▶ **Written task**
Identify all lines of the data containing the string "Output" and copy them.

▶ **Supplied records**
============================================================

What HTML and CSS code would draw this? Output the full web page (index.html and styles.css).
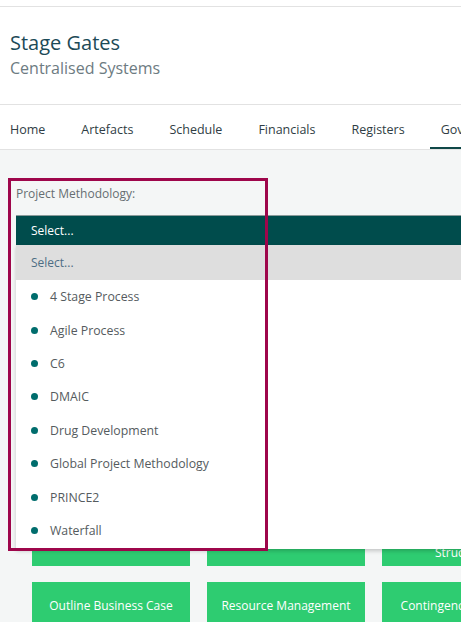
FILE: index.html
```html
<!DOCTYPE html>
<html lang="en">
<head>
<meta charset="utf-8">
<title>Stage Gates</title>
<link rel="stylesheet" href="styles.css">
</head>
<body>
<div class="topbar"></div>
<header class="header">
  <h1 class="title">Stage Gates</h1>
  <div class="subtitle">Centralised Systems</div>
</header>
<nav class="tabs">
  <a class="tab">Home</a>
  <a class="tab">Artefacts</a>
  <a class="tab">Schedule</a>
  <a class="tab">Financials</a>
  <a class="tab">Registers</a>
  <a class="tab active">Governance</a>
</nav>
<main class="content">
  <div class="field">
    <label class="field-label">Project Methodology:</label>
    <div class="select-bar">Select...</div>
    <ul class="menu">
      <li class="menu-placeholder">Select...</li>
      <li class="menu-item">4 Stage Process</li>
      <li class="menu-item">Agile Process</li>
      <li class="menu-item">C6</li>
      <li class="menu-item">DMAIC</li>
      <li class="menu-item">Drug Development</li>
      <li class="menu-item">Global Project Methodology</li>
      <li class="menu-item">PRINCE2</li>
      <li class="menu-item">Waterfall</li>
    </ul>
  </div>
  <div class="tiles">
    <div class="tile tile-top">Project Brief</div>
    <div class="tile tile-top">Stakeholders</div>
    <div class="tile">Governance<br>Structure</div>
    <div class="tile">Outline Business Case</div>
    <div class="tile">Resource Management</div>
    <div class="tile">Contingency Planning</div>
  </div>
  <div class="highlight"></div>
</main>
</body>
</html>
```
FILE: styles.css
```css
html, body {
  margin: 0;
  padding: 0;
  overflow: hidden;
  background: #ffffff;
  font-family: "Open Sans", "Noto Sans", sans-serif;
}
.topbar {
  height: 6px;
  border-bottom: 1px solid #e2e2e2;
}
.header {
  padding: 22px 10px 25px;
  border-bottom: 1px solid #e2e2e2;
}
.title {
  margin: 0;
  font-size: 20px;
  line-height: 28px;
  font-weight: 400;
  color: #1c4a57;
}
.subtitle {
  font-size: 16px;
  line-height: 22px;
  color: #6d7b82;
}
.tabs {
  display: flex;
  gap: 14px;
  height: 44px;
  border-bottom: 1px solid #e2e2e2;
  white-space: nowrap;
  overflow: hidden;
}
.tab {
  display: flex;
  align-items: center;
  padding: 6px 11px 0;
  font-size: 12.5px;
  color: #2f3d44;
  border-bottom: 2px solid transparent;
}
.tab:first-child {
  padding-left: 10px;
}
.tab.active {
  border-bottom-color: #0f4848;
}
.content {
  position: relative;
  background: #f4f6f6;
  height: 480px;
  padding: 35px 0 0 16px;
}
.field {
  position: relative;
  z-index: 2;
}
.field-label {
  display: block;
  font-size: 12px;
  line-height: 16px;
  color: #666e72;
  padding-top: 1px;
}
.select-bar {
  margin-top: 13px;
  height: 29px;
  line-height: 29px;
  padding-left: 15px;
  background: #004c4c;
  border-top: 1px solid #8a9a9a;
  color: #ffffff;
  font-size: 12px;
  width: 500px;
}
.menu {
  position: absolute;
  left: 0;
  top: 60px;
  width: 500px;
  margin: 0;
  padding: 0 0 2px;
  list-style: none;
  background: #ffffff;
  box-shadow: 0 2px 4px rgba(0, 0, 0, 0.2);
}
.menu-placeholder {
  height: 35px;
  line-height: 35px;
  padding-left: 15px;
  background: #dedede;
  color: #4d6d84;
  font-size: 12px;
}
.menu-item {
  display: flex;
  align-items: center;
  gap: 12px;
  height: 33.4px;
  padding-left: 15px;
  color: #555b5e;
  font-size: 12.3px;
}
.menu-item::before {
  content: "";
  width: 7px;
  height: 7px;
  border-radius: 50%;
  background: #006d6d;
  flex: none;
}
.tiles {
  display: grid;
  grid-template-columns: repeat(3, 158px);
  grid-auto-rows: 48px;
  column-gap: 17px;
  row-gap: 16px;
  margin: 273px 0 0 16px;
  width: 600px;
}
.tile {
  display: flex;
  align-items: center;
  justify-content: center;
  text-align: center;
  background: #2ecc71;
  color: #ffffff;
  font-size: 12px;
  line-height: 22px;
  white-space: nowrap;
}
.tile-top {
  align-items: flex-start;
  padding-top: 6px;
}
.highlight {
  position: absolute;
  z-index: 3;
  left: 8px;
  top: 28px;
  width: 254px;
  height: 367px;
  border: 3px solid #9e064b;
  pointer-events: none;
}
```
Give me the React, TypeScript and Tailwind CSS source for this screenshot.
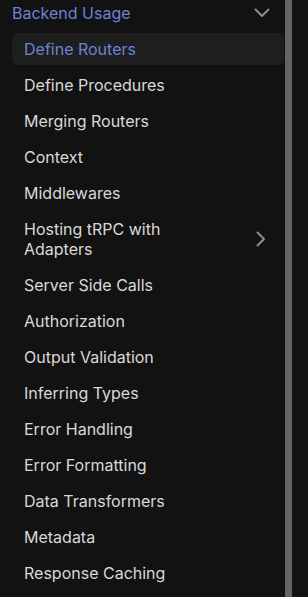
import React from "react";

const items = [
  "Define Routers",
  "Define Procedures",
  "Merging Routers",
  "Context",
  "Middlewares",
  "Hosting tRPC with Adapters",
  "Server Side Calls",
  "Authorization",
  "Output Validation",
  "Inferring Types",
  "Error Handling",
  "Error Formatting",
  "Data Transformers",
  "Metadata",
  "Response Caching",
];

function ChevronDown() {
  return (
    <svg width="16" height="10" viewBox="0 0 16 10" fill="none">
      <path
        d="M1.5 1.5 8 8l6.5-6.5"
        stroke="#8c8c8c"
        strokeWidth="2"
        strokeLinecap="round"
        strokeLinejoin="round"
      />
    </svg>
  );
}

function ChevronRight() {
  return (
    <svg width="10" height="16" viewBox="0 0 10 16" fill="none">
      <path
        d="M1.5 1.5 8 8l-6.5 6.5"
        stroke="#8c8c8c"
        strokeWidth="2"
        strokeLinecap="round"
        strokeLinejoin="round"
      />
    </svg>
  );
}

export default function App() {
  return (
    <div
      className="flex h-[597px] w-[308px] overflow-hidden bg-[#121212]"
      style={{ fontFamily: "Inter, 'Noto Sans', sans-serif" }}
    >
      {/* Sidebar content */}
      <div className="w-[285px] pl-3 pr-px">
        {/* Category header */}
        <div className="flex h-[26px] items-center justify-between">
          <span className="text-[16px] leading-5 text-[#6b84d6]">Backend Usage</span>
          <span className="mr-[14px] flex">
            <ChevronDown />
          </span>
        </div>

        {/* Items */}
        <ul className="mt-[7px] flex flex-col gap-1">
          {items.map((item, i) => {
            const active = i === 0;
            const hasChildren = item.startsWith("Hosting");
            return (
              <li
                key={item}
                className={`flex items-center justify-between rounded-md py-1.5 pl-3 pr-4 text-[16px] leading-5 ${
                  active ? "bg-[#1e1e1e] text-[#6b84d6]" : "text-[#d9d9d9]"
                }`}
              >
                <span className={hasChildren ? "max-w-[160px]" : ""}>{item}</span>
                {hasChildren && (
                  <span className="mr-[2px] flex">
                    <ChevronRight />
                  </span>
                )}
              </li>
            );
          })}
        </ul>
      </div>

      {/* Scrollbar */}
      <div className="h-full w-[7px] bg-[#636363]" />
    </div>
  );
}
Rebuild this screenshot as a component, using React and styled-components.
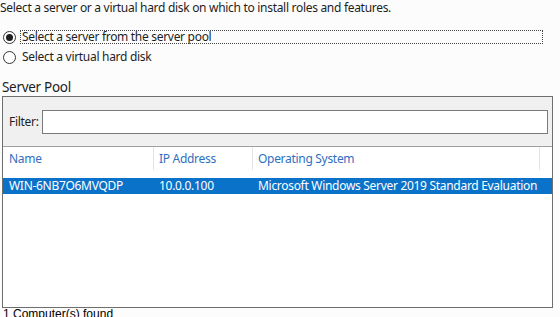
import React from "react";
import styled, { createGlobalStyle } from "styled-components";

const Global = createGlobalStyle`
  html, body { margin: 0; padding: 0; background: #fcfcfc; }
  body { font-family: "Noto Sans", "Segoe UI", sans-serif; font-size: 12px; letter-spacing: -0.3px; color: #1e1e1e; }
  * { box-sizing: border-box; }
`;

const Page = styled.div`
  width: 560px;
  height: 317px;
  overflow: hidden;
  display: flex;
  flex-direction: column;
  & > * { flex: none; }
`;

const Intro = styled.div`
  line-height: 16px;
  height: 16px;
  white-space: nowrap;
`;

const RadioGroup = styled.div`
  margin-top: 14px;
  display: flex;
  flex-direction: column;
  gap: 6px;
`;

const RadioRow = styled.div`
  display: flex;
  align-items: center;
  height: 14px;
  padding-left: 3px;
  padding-right: 17px;
`;

const RadioCircle = styled.span`
  width: 13px;
  height: 13px;
  border-radius: 50%;
  border: 1px solid #333;
  background: #fff;
  display: flex;
  align-items: center;
  justify-content: center;
  flex: none;
  &::after {
    content: "";
    display: ${(p) => (p.$checked ? "block" : "none")};
    width: 7px;
    height: 7px;
    border-radius: 50%;
    background: #1e1e1e;
  }
`;

const RadioLabel = styled.span`
  margin-left: 4px;
  flex: ${(p) => (p.$focused ? 1 : "none")};
  height: 14px;
  line-height: 12px;
  padding: 0 1px;
  border: 1px dotted ${(p) => (p.$focused ? "#444" : "transparent")};
  white-space: nowrap;
`;

const SectionLabel = styled.div`
  margin-top: 14px;
  height: 18px;
  line-height: 18px;
  font-size: 13.5px;
  letter-spacing: -0.3px;
  padding-left: 2px;
  color: #1e1e1e;
`;

const Panel = styled.div`
  margin-left: 2px;
  width: 551px;
  height: 212px;
  border: 1px solid #6e6e6e;
  display: flex;
  flex-direction: column;
  background: #fff;
`;

const FilterBar = styled.div`
  height: 50px;
  flex: none;
  background: #f0f0f0;
  border-bottom: 1px solid #a0a0a0;
  display: flex;
  align-items: center;
  padding: 0 4px 0 6px;
  gap: 3px;
`;

const FilterLabel = styled.span`
  white-space: nowrap;
`;

const FilterInput = styled.div`
  flex: 1;
  height: 24px;
  border: 1px solid #7a7a7a;
  background: #fff;
`;

const HeaderRow = styled.div`
  display: flex;
  flex: none;
  height: 23px;
  align-items: stretch;
`;

const HeaderCell = styled.div`
  width: ${(p) => p.$w}px;
  flex: none;
  display: flex;
  align-items: center;
  padding-left: ${(p) => p.$pad}px;
  color: #2f6fbf;
  border-right: 1px solid #e5e5e5;
  white-space: nowrap;
`;

const HeaderFill = styled.div`
  flex: 1;
`;

const Body = styled.div`
  flex: 1;
  padding-top: 8px;
`;

const Row = styled.div`
  display: flex;
  height: 16px;
  align-items: center;
  background: ${(p) => (p.$selected ? "#0a72c9" : "transparent")};
  color: ${(p) => (p.$selected ? "#fff" : "#1e1e1e")};
`;

const Cell = styled.div`
  width: ${(p) => p.$w}px;
  flex: none;
  padding-left: ${(p) => p.$pad}px;
  white-space: nowrap;
  line-height: 16px;
`;

const Status = styled.div`
  font-family: "Liberation Sans", Arial, sans-serif;
  font-size: 12px;
  letter-spacing: 0;
  line-height: 11px;
  padding-left: 3px;
  margin-top: 1px;
  color: #000;
`;

const cols = [
  { key: "name", label: "Name", w: 151, pad: 6 },
  { key: "ip", label: "IP Address", w: 99, pad: 5 },
  { key: "os", label: "Operating System", w: 287, pad: 5 },
];

const rows = [
  { name: "WIN-6NB7O6MVQDP", ip: "10.0.0.100", os: "Microsoft Windows Server 2019 Standard Evaluation" },
];

export default function App() {
  return (
    <>
      <Global />
      <Page>
        <Intro>Select a server or a virtual hard disk on which to install roles and features.</Intro>
        <RadioGroup>
          <RadioRow>
            <RadioCircle $checked />
            <RadioLabel $focused>Select a server from the server pool</RadioLabel>
          </RadioRow>
          <RadioRow>
            <RadioCircle />
            <RadioLabel>Select a virtual hard disk</RadioLabel>
          </RadioRow>
        </RadioGroup>
        <SectionLabel>Server Pool</SectionLabel>
        <Panel>
          <FilterBar>
            <FilterLabel>Filter:</FilterLabel>
            <FilterInput />
          </FilterBar>
          <HeaderRow>
            {cols.map((c) => (
              <HeaderCell key={c.key} $w={c.w} $pad={c.pad}>{c.label}</HeaderCell>
            ))}
            <HeaderFill />
          </HeaderRow>
          <Body>
            {rows.map((r) => (
              <Row key={r.name} $selected>
                {cols.map((c) => (
                  <Cell key={c.key} $w={c.w} $pad={c.pad}>{r[c.key]}</Cell>
                ))}
              </Row>
            ))}
          </Body>
        </Panel>
        <Status>1 Computer(s) found</Status>
      </Page>
    </>
  );
}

============================================================

▶ **Response to the task**
What HTML and CSS code would draw this? Output the full web page (index.html and styles.css).
  "Output Validation",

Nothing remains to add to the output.